Pietro Consagra, la bellezza è negli occhi di chi guarda
Mentre salgo i gradini che mi conducono sopra la cavea, dove con i colleghi dell’Associazione Guide Turistiche Eolie Messina Taormina inizio il percorso della mostra Pietro Consagra. Il colore come materia, mi chiedo: “Perché contaminare la sacralità del teatro antico di Taormina con delle opere d’arte contemporanea?”
La mia reticenza si sgretola subito davanti a Ferro rosso (1995), uno scontro fisico tra i pieni del materiale scarlatto e brillante e i vuoti che ritagliano scorci di pietre e di pale di fichi d’India, che ci introduce in un viaggio iniziatico nell’universo di Consagra.
Il nostro Virgilio è Paolo Falcone, curatore della mostra insieme a Gabriella Di Milia. Lui ci accompagna tra le opere, contestualizzandole e delineando le tappe più significative dell’intera produzione.
L’artista Pietro Consagra
Partiamo dal Dopoguerra quando l’artista di Mazara del Vallo, figlio di una Sicilia madre e matrigna, è spinto ad andare a Roma e non tornare più, se non per brevi periodi. Il giovane sente la necessità di ricostruire il mondo e la società con canoni nuovi. Così insieme a Accardi, Sanfilippo, Perilli, Turcato al realismo di Guttuso e compagni oppone l’astrattismo e l’informale.
Mentre camminiamo lungo l’ambulacro dove sono esposte le opere, Falcone ci parla dell’evoluzione del linguaggio, delle partecipazioni alle Biennali. Ma soprattutto di come Consagra nel tempo sia riuscito a scardinare i concetti tradizionali di scultura proponendo opere aniconiche, sospese, frontali. Falcone dice:
la ricerca della frontalità porta l’artista ad una riscrittura dello spazio e ne ristabilisce le gerarchie
Allo studio sulle potenzialità dei materiali (legno, ferro, bronzo, alluminio) lo scultore aggiunge l’indagine sulle qualità del colore (opaco, brillante, omogeneo).

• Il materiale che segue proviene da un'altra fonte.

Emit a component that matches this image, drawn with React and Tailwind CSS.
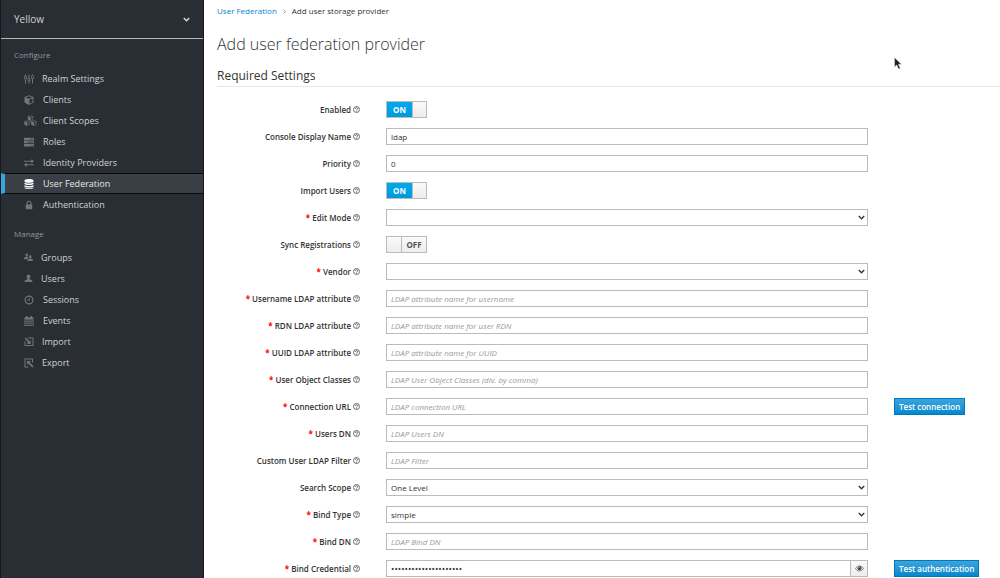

Inoltre sul rapporto tra opera e contesto circostante, continua Falcone:
lo spazio viene gestito in modo da essere ridefinito dalla posizione delle sculture e dei loro confini. Consagra si considera un erede della visione costruttivista
L’artista ha dunque creato una sua grammatica, che pur basandosi sulla forza del segno non si può restringere al campo dell’arte segnica, che pur sfruttando le potenzialità del medium espressivo non si può inquadrare nell’arte materica, ma la sua plastica bidimensionale si può definire una rivoluzione linguistica e semantica, che nell’accentuazione dei vuoti richiama gli specchi di Pistoletto e certe ricerche di leggerezza e al contempo di potenza di Calder.
Le mie impressioni
Un orizzonte nuovo mi si apre adesso, scorgo una diversa geografia fatta di linguaggi e sguardi.
Da un lato mi fa percepire le opere di Consagra nella loro pura essenza, articolata negli incontri/scontri tra colore e materia, tra pieni e vuoti, tra sovrapposizioni e incastri nei quali ognuno di noi può ritrovare i “pesi” della vita, i compromessi, le cicatrici, le urla di gioia, la forza della passione e la ricerca di spiragli di libertà. Dall’altro questa mostra mi permette di provare un’emozione irripetibile perché vedo le pietre del III secolo a.C. che interagiscono con Controluce del 1976, l’arco a tutto sesto del II d.C. che interroga Ferro trasparente rosso del 1965, o ancora la nuda roccia scavata fin dai tempi di Gerone II che esalta Bianco macedonia e scaglie di ossidiana del 1977 o l’area sopra il parascaenium che penetra nei vuoti di Ferro e fuoco del 1997.
Ma il contrasto più stimolante tra antico, contemporaneo e natura è per me davanti Giardino bianco del 1966, una scultura di lamine sottili quasi pronte a levitare, che si staglia nello spazio antistante il portico di età imperiale, al cospetto di sua maestà l’Etna.
La mostra può essere visitata dal 17 maggio al 30 ottobre 2021 al Teatro Antico di Taormina.